# Rules of Differentiation for Algebraic Functions

In this tutorial we will discuss the basic formulas of differentiation for algebraic functions.

1. $\frac{d}{{dx}}\left( c \right) = 0$, where $c$ is any constant.

2. $\frac{d}{{dx}}\left( x \right) = 1$.

3. $\frac{d}{{dx}}\left( {cx} \right) = c$, where $c$ is any constant.

4. $\frac{d}{{dx}}{x^n} = n{x^{n – 1}}$, which is known as the power rule of a derivative.

5. $\frac{d}{{dx}}{\left[ {f\left( x \right)} \right]^n} = n{\left[ {f\left( x \right)} \right]^{n – 1}}f’\left( x \right)$, which is called the general power rule.

6. $\frac{d}{{dx}}\left[ {f\left( x \right) + g\left( x \right)} \right] = \frac{d}{{dx}}f\left( x \right) + \frac{d}{{dx}}g\left( x \right)$

7. $\frac{d}{{dx}}\left[ {f\left( x \right) – g\left( x \right)} \right] = \frac{d}{{dx}}f\left( x \right) – \frac{d}{{dx}}g\left( x \right)$

8. $\frac{d}{{dx}}\left[ {f\left( x \right)g\left( x \right)} \right] = f\left( x \right)\frac{d}{{dx}}g\left( x \right) + g\left( x \right)\frac{d}{{dx}}f\left( x \right)$ which is known as the product rule of differentiation.
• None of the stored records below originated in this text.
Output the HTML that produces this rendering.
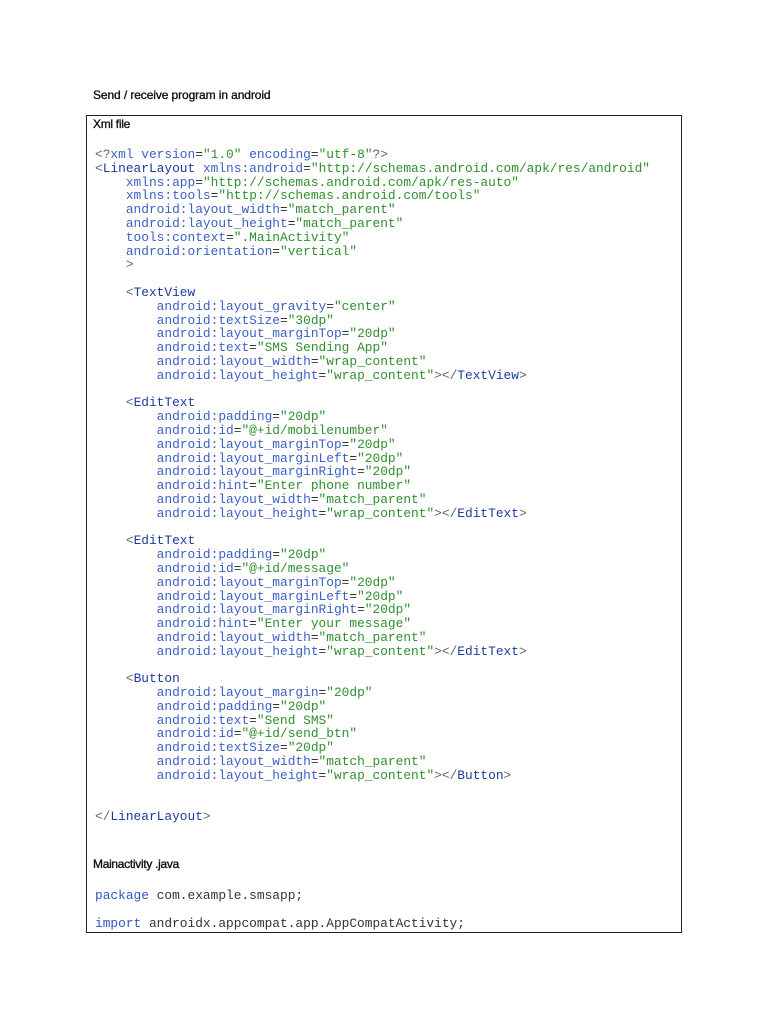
<!DOCTYPE html>
<html><head><meta charset="utf-8">
<style>
html,body{margin:0;padding:0;background:#fff;width:768px;height:1024px;overflow:hidden}
.title{position:absolute;left:93px;top:88px;font:12px "Liberation Sans",sans-serif;-webkit-text-stroke:0.35px #111;color:#111;letter-spacing:-0.1px}
.box{position:absolute;left:86px;top:115px;width:596px;height:818px;border:1px solid #222;box-sizing:border-box}
.h{position:absolute;left:93px;font:12px "Liberation Sans",sans-serif;-webkit-text-stroke:0.35px #111;color:#111;letter-spacing:-0.3px}
pre{position:absolute;left:95px;top:148px;margin:0;font:12.85px/13.8px "Liberation Mono",monospace;color:#333}
.t{color:#1d3a9e}.a{color:#3d5fc4}.v{color:#2f8f2f}.p{color:#666}.k{color:#2f57c0}
</style></head><body>
<div class="title">Send / receive program in android</div>
<div class="box"></div>
<div class="h" style="top:117px">Xml file</div>
<pre><span class="p">&lt;?</span><span class="a">xml version</span>=<span class="v">"1.0"</span> <span class="a">encoding</span>=<span class="v">"utf-8"</span><span class="p">?&gt;</span>
<span class="p">&lt;</span><span class="t">LinearLayout</span> <span class="a">xmlns:android</span>=<span class="v">"http://schemas.android.com/apk/res/android"</span>
    <span class="a">xmlns:app</span>=<span class="v">"http://schemas.android.com/apk/res-auto"</span>
    <span class="a">xmlns:tools</span>=<span class="v">"http://schemas.android.com/tools"</span>
    <span class="a">android:layout_width</span>=<span class="v">"match_parent"</span>
    <span class="a">android:layout_height</span>=<span class="v">"match_parent"</span>
    <span class="a">tools:context</span>=<span class="v">".MainActivity"</span>
    <span class="a">android:orientation</span>=<span class="v">"vertical"</span>
    <span class="p">&gt;</span>

    <span class="p">&lt;</span><span class="t">TextView</span>
        <span class="a">android:layout_gravity</span>=<span class="v">"center"</span>
        <span class="a">android:textSize</span>=<span class="v">"30dp"</span>
        <span class="a">android:layout_marginTop</span>=<span class="v">"20dp"</span>
        <span class="a">android:text</span>=<span class="v">"SMS Sending App"</span>
        <span class="a">android:layout_width</span>=<span class="v">"wrap_content"</span>
        <span class="a">android:layout_height</span>=<span class="v">"wrap_content"</span><span class="p">&gt;&lt;/</span><span class="t">TextView</span><span class="p">&gt;</span>

    <span class="p">&lt;</span><span class="t">EditText</span>
        <span class="a">android:padding</span>=<span class="v">"20dp"</span>
        <span class="a">android:id</span>=<span class="v">"@+id/mobilenumber"</span>
        <span class="a">android:layout_marginTop</span>=<span class="v">"20dp"</span>
        <span class="a">android:layout_marginLeft</span>=<span class="v">"20dp"</span>
        <span class="a">android:layout_marginRight</span>=<span class="v">"20dp"</span>
        <span class="a">android:hint</span>=<span class="v">"Enter phone number"</span>
        <span class="a">android:layout_width</span>=<span class="v">"match_parent"</span>
        <span class="a">android:layout_height</span>=<span class="v">"wrap_content"</span><span class="p">&gt;&lt;/</span><span class="t">EditText</span><span class="p">&gt;</span>

    <span class="p">&lt;</span><span class="t">EditText</span>
        <span class="a">android:padding</span>=<span class="v">"20dp"</span>
        <span class="a">android:id</span>=<span class="v">"@+id/message"</span>
        <span class="a">android:layout_marginTop</span>=<span class="v">"20dp"</span>
        <span class="a">android:layout_marginLeft</span>=<span class="v">"20dp"</span>
        <span class="a">android:layout_marginRight</span>=<span class="v">"20dp"</span>
        <span class="a">android:hint</span>=<span class="v">"Enter your message"</span>
        <span class="a">android:layout_width</span>=<span class="v">"match_parent"</span>
        <span class="a">android:layout_height</span>=<span class="v">"wrap_content"</span><span class="p">&gt;&lt;/</span><span class="t">EditText</span><span class="p">&gt;</span>

    <span class="p">&lt;</span><span class="t">Button</span>
        <span class="a">android:layout_margin</span>=<span class="v">"20dp"</span>
        <span class="a">android:padding</span>=<span class="v">"20dp"</span>
        <span class="a">android:text</span>=<span class="v">"Send SMS"</span>
        <span class="a">android:id</span>=<span class="v">"@+id/send_btn"</span>
        <span class="a">android:textSize</span>=<span class="v">"20dp"</span>
        <span class="a">android:layout_width</span>=<span class="v">"match_parent"</span>
        <span class="a">android:layout_height</span>=<span class="v">"wrap_content"</span><span class="p">&gt;&lt;/</span><span class="t">Button</span><span class="p">&gt;</span>


<span class="p">&lt;/</span><span class="t">LinearLayout</span><span class="p">&gt;</span></pre>
<div class="h" style="top:857px">Mainactivity .java</div>
<pre style="top:889px"><span class="k">package</span> com.example.smsapp;

<span class="k">import</span> androidx.appcompat.app.AppCompatActivity;</pre>
</body></html>
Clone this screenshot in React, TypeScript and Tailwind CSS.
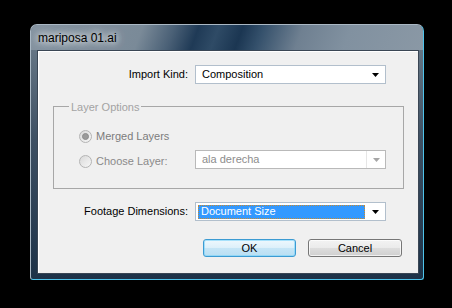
import React from "react";

const font = "font-['Liberation_Sans',Arial,sans-serif]";

function Arrow({ disabled }: { disabled?: boolean }) {
  return (
    <svg width="7" height="4" viewBox="0 0 7 4" className="block">
      <polygon points="0,0 7,0 3.5,4" fill={disabled ? "#a6a6a6" : "#000"} />
    </svg>
  );
}

function Select({
  value,
  disabled,
  selected,
}: {
  value: string;
  disabled?: boolean;
  selected?: boolean;
}) {
  return (
    <div
      className={
        "flex h-[19px] w-[191px] items-center border bg-white " +
        (disabled ? "border-[#b9b9b9]" : "border-[#b2bfcc]")
      }
    >
      <div className="flex h-full flex-1 items-center pl-[2px]">
        {selected ? (
          <div className="flex h-[14px] w-[167px] items-center border border-dotted border-[#c98a2e] bg-[#3399ff] pl-[2px] text-white">
            {value}
          </div>
        ) : (
          <span className={"pl-[4px] " + (disabled ? "text-[#8d8d8d]" : "text-black")}>
            {value}
          </span>
        )}
      </div>
      <div
        className={
          "flex h-full w-[19px] items-center justify-center " +
          (disabled ? "border-l border-[#e6e6e6]" : "")
        }
      >
        <Arrow disabled={disabled} />
      </div>
    </div>
  );
}

function Radio({ checked }: { checked?: boolean }) {
  return (
    <div className="flex h-[13px] w-[13px] items-center justify-center rounded-full border border-[#b4b4b4] bg-[linear-gradient(135deg,#d9d9d9,#f7f7f7)]">
      {checked && (
        <div className="h-[7px] w-[7px] rounded-full border border-[#8c8c8c] bg-[#9a9a9a]" />
      )}
    </div>
  );
}

export default function App() {
  return (
    <div className={"h-[308px] w-[452px] bg-black pl-[30px] pt-[24px] text-[11px] " + font}>
      <div className="flex h-[256px] w-[394px] flex-col overflow-hidden rounded-t-[7px] rounded-b-[3px] border border-[#aab8c4] border-r-[#4ec3ea] border-b-[#4ec3ea] bg-[linear-gradient(to_bottom,#6f7f8d_0%,#3e5063_45%,#1d3248_100%)]">
        {/* title bar */}
        <div className="flex h-[25px] items-center bg-[linear-gradient(110deg,#8593a0_0%,#7a8a98_28%,#4a6076_36%,#1f3a56_42%,#2f4b66_47%,#1b3652_53%,#34506b_58%,#6f8091_68%,#8191a0_80%,#8a98a5_100%)] pl-[7px]">
          <span className="text-[12px] text-black [text-shadow:0_0_6px_rgba(255,255,255,0.9),0_0_10px_rgba(255,255,255,0.8),0_0_14px_rgba(255,255,255,0.5)]">
            mariposa 01.ai
          </span>
        </div>
        {/* client */}
        <div className="flex flex-1 pl-[6px] pr-[4px] pb-[5px]">
          <div className="flex h-[224px] w-[382px] flex-col border border-[#3a4654] bg-[#f0f0f0] shadow-[inset_1px_1px_0_#ffffff] text-black">
            <div className="mt-[14px] grid grid-cols-[157px_191px] items-center">
              <span className="pr-[7px] text-right">Import Kind:</span>
              <Select value="Composition" />
            </div>

            <div className="relative ml-[15px] mt-[22px] h-[83px] w-[351px] border border-[#a7a7a7]">
              <span className="absolute -top-[8px] left-[15px] bg-[#f0f0f0] px-[2px] text-[#a3a3a3]">
                Layer Options
              </span>
              <div className="flex flex-col pl-[25px] pt-[23px]">
                <div className="flex h-[13px] items-center gap-[4px] text-[#7c7c7c]">
                  <Radio checked />
                  <span>Merged Layers</span>
                </div>
                <div className="mt-[7px] grid grid-cols-[116px_191px]">
                  <div className="mt-[5px] flex h-[13px] items-center gap-[4px] text-[#8a8a8a]">
                    <Radio />
                    <span>Choose Layer:</span>
                  </div>
                  <Select value="ala derecha" disabled />
                </div>
              </div>
            </div>

            <div className="mt-[13px] grid grid-cols-[157px_191px] items-center">
              <span className="pr-[7px] text-right">Footage Dimensions:</span>
              <Select value="Document Size" selected />
            </div>

            <div className="mt-[18px] flex justify-end gap-[12px] pr-[16px]">
              <button className="flex h-[18px] w-[93px] items-center justify-center rounded-[3px] border border-[#3c9bd2] bg-[linear-gradient(to_bottom,#eef8fd_0%,#ddf0fa_48%,#c5e5f6_52%,#b9dff3_100%)] shadow-[inset_0_0_0_1px_rgba(120,210,250,0.6)]">
                OK
              </button>
              <button className="flex h-[18px] w-[94px] items-center justify-center rounded-[3px] border border-[#767676] bg-[linear-gradient(to_bottom,#f3f3f3_0%,#ebebeb_48%,#dddddd_52%,#cfcfcf_100%)] shadow-[inset_0_0_0_1px_rgba(255,255,255,0.7)]">
                Cancel
              </button>
            </div>
          </div>
        </div>
      </div>
    </div>
  );
}
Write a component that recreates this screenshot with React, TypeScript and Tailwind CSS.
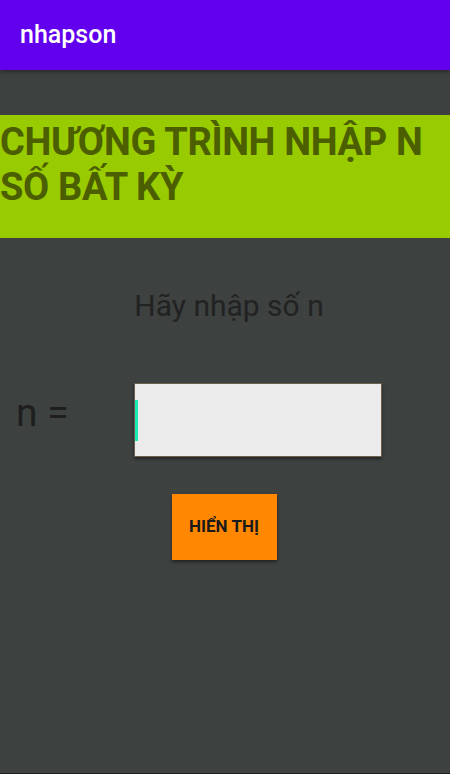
import React from "react";

export default function App() {
  return (
    <div
      className="w-[450px] h-[774px] bg-[#3d4140] flex flex-col overflow-hidden border-b border-[#1b1f1d]"
      style={{ fontFamily: "Roboto, 'Noto Sans', sans-serif" }}
    >
      <div className="h-[70px] shrink-0 bg-[#6200ee] flex items-center pl-[20px] shadow-[0_2px_4px_rgba(0,0,0,0.35)] relative z-10">
        <span className="text-white text-[25px] font-medium leading-none mt-[-2px]">nhapson</span>
      </div>

      <div className="mt-[45px] h-[123px] bg-[#99cc00] pt-[5px] shrink-0">
        <div className="text-[#4b5e00] text-[38px] font-bold leading-[45px] tracking-[-0.35px]">
          CHƯƠNG TRÌNH NHẬP N
          <br />
          SỐ BẤT KỲ
        </div>
      </div>

      <div className="mt-[50px] flex justify-center pl-[8px]">
        <span className="text-[#222222] text-[30px] leading-[35px]">Hãy nhập số n</span>
      </div>

      <div className="mt-[60px] flex items-start">
        <span className="ml-[16px] mt-[7px] text-[#1e1e1e] text-[39px] leading-[47px] w-[118px]">n =</span>
        <div className="relative w-[248px] h-[74px] bg-[#ebebeb] border border-[#6e6048] shadow-[0_2px_3px_rgba(0,0,0,0.45)]">
          <div className="absolute left-0 top-[16px] w-[3px] h-[41px] bg-[#1de9b6]" />
        </div>
      </div>

      <div className="mt-[37px] flex justify-center pr-[2px]">
        <button className="w-[105px] h-[66px] bg-[#ff8800] shadow-[0_2px_3px_rgba(0,0,0,0.45)] flex items-center justify-center text-[#1a1a1a] text-[17px] font-bold">
          HIỂN THỊ
        </button>
      </div>
    </div>
  );
}
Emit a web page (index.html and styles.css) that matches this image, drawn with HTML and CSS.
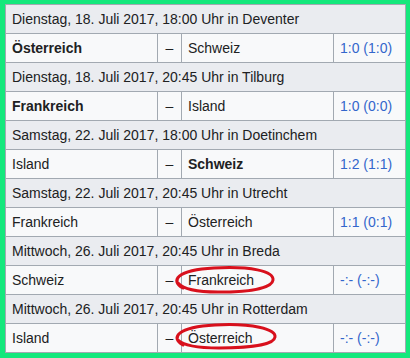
FILE: index.html
```html
<!DOCTYPE html>
<html lang="de">
<head>
<meta charset="utf-8">
<link rel="stylesheet" href="styles.css">
</head>
<body>
<div class="frame">
  <table class="matches">
    <colgroup>
      <col class="c-home"><col class="c-dash"><col class="c-away"><col class="c-score">
    </colgroup>
    <tr class="head"><td colspan="4">Dienstag, 18. Juli 2017, 18:00 Uhr in Deventer</td></tr>
    <tr class="match"><td><b>Österreich</b></td><td class="dash">–</td><td>Schweiz</td><td class="score">1:0 (1:0)</td></tr>
    <tr class="head"><td colspan="4">Dienstag, 18. Juli 2017, 20:45 Uhr in Tilburg</td></tr>
    <tr class="match"><td><b>Frankreich</b></td><td class="dash">–</td><td>Island</td><td class="score">1:0 (0:0)</td></tr>
    <tr class="head"><td colspan="4">Samstag, 22. Juli 2017, 18:00 Uhr in Doetinchem</td></tr>
    <tr class="match"><td>Island</td><td class="dash">–</td><td><b>Schweiz</b></td><td class="score">1:2 (1:1)</td></tr>
    <tr class="head"><td colspan="4">Samstag, 22. Juli 2017, 20:45 Uhr in Utrecht</td></tr>
    <tr class="match"><td>Frankreich</td><td class="dash">–</td><td>Österreich</td><td class="score">1:1 (0:1)</td></tr>
    <tr class="head"><td colspan="4">Mittwoch, 26. Juli 2017, 20:45 Uhr in Breda</td></tr>
    <tr class="match"><td>Schweiz</td><td class="dash">–</td><td>Frankreich</td><td class="score">-:- (-:-)</td></tr>
    <tr class="head"><td colspan="4">Mittwoch, 26. Juli 2017, 20:45 Uhr in Rotterdam</td></tr>
    <tr class="match"><td>Island</td><td class="dash">–</td><td>Österreich</td><td class="score">-:- (-:-)</td></tr>
  </table>
  <svg class="marks" width="410" height="358" viewBox="0 0 410 358" aria-hidden="true">
    <path d="M183 288 C170 281 176 270 214 268 C250 266 274 271 273 280 C272 289 247 292 218 292 C197 292 183 289 178 283" />
    <path d="M183 345 C170 338 177 327 215 325 C252 323 276 329 275 337 C274 345 248 348 219 348 C198 348 184 346 178 340" />
  </svg>
</div>
</body>
</html>
```

FILE: styles.css
```css
html, body {
  margin: 0;
  padding: 0;
}
body {
  width: 410px;
  height: 358px;
  background: #14e87c;
  font-family: "Liberation Sans", Arial, sans-serif;
  font-size: 14px;
  color: #202122;
}
.frame {
  position: relative;
  width: 410px;
  height: 358px;
  box-sizing: border-box;
  padding: 4px 5px 5px 5px;
}
.matches {
  width: 400px;
  table-layout: fixed;
  border-collapse: collapse;
  background: #f8f9fa;
}
.c-home { width: 152px; }
.c-dash { width: 24px; }
.c-away { width: 152px; }
.c-score { width: 72px; }
.matches td {
  border: 1px solid #a2a9b1;
  padding: 4px 6px;
  line-height: 20px;
  height: 20px;
  white-space: nowrap;
  overflow: hidden;
}
.head td {
  background: #eaecf0;
}
.match td {
  background: #f8f9fa;
}
.matches td.dash {
  text-align: center;
  padding: 4px 0;
}
.score {
  color: #3366cc;
}
.marks {
  position: absolute;
  left: 0;
  top: 0;
  pointer-events: none;
}
.marks path {
  fill: none;
  stroke: #d8101c;
  stroke-width: 3;
  stroke-linecap: round;
}
```
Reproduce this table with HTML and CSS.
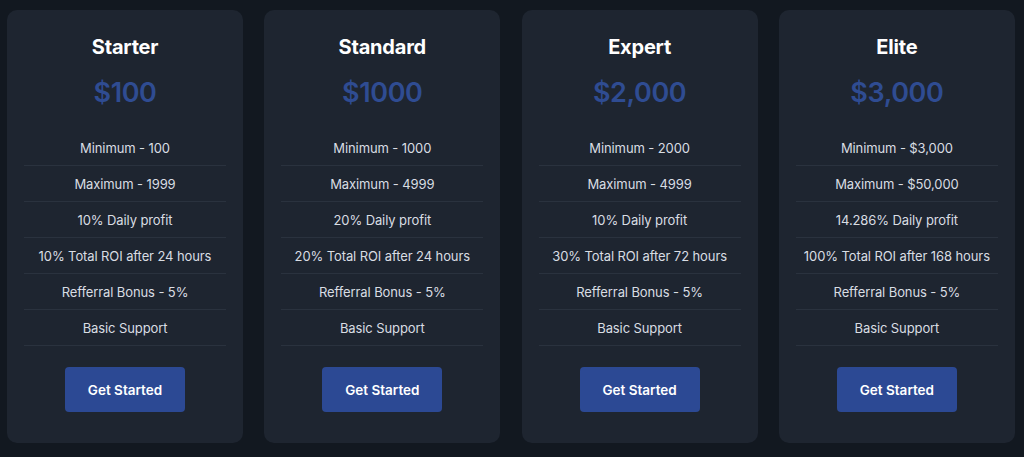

9. $\frac{d}{{dx}}\left[ {\frac{{f\left( x \right)}}{{g\left( x \right)}}} \right] = \frac{{g\left( x \right)\frac{d}{{dx}}f\left( x \right) – f\left( x \right)\frac{d}{{dx}}g\left( x \right)}}{{{{\left[ {g\left( x \right)} \right]}^2}}}$ which is known as the quotient rule of differentiation.

10. $\frac{d}{{dx}}\left[ {\left( {f \circ g} \right)\left( x \right)} \right] = f’\left[ {g\left( x \right)} \right]g’\left( x \right)$ which is known as the chain rule of differentiation.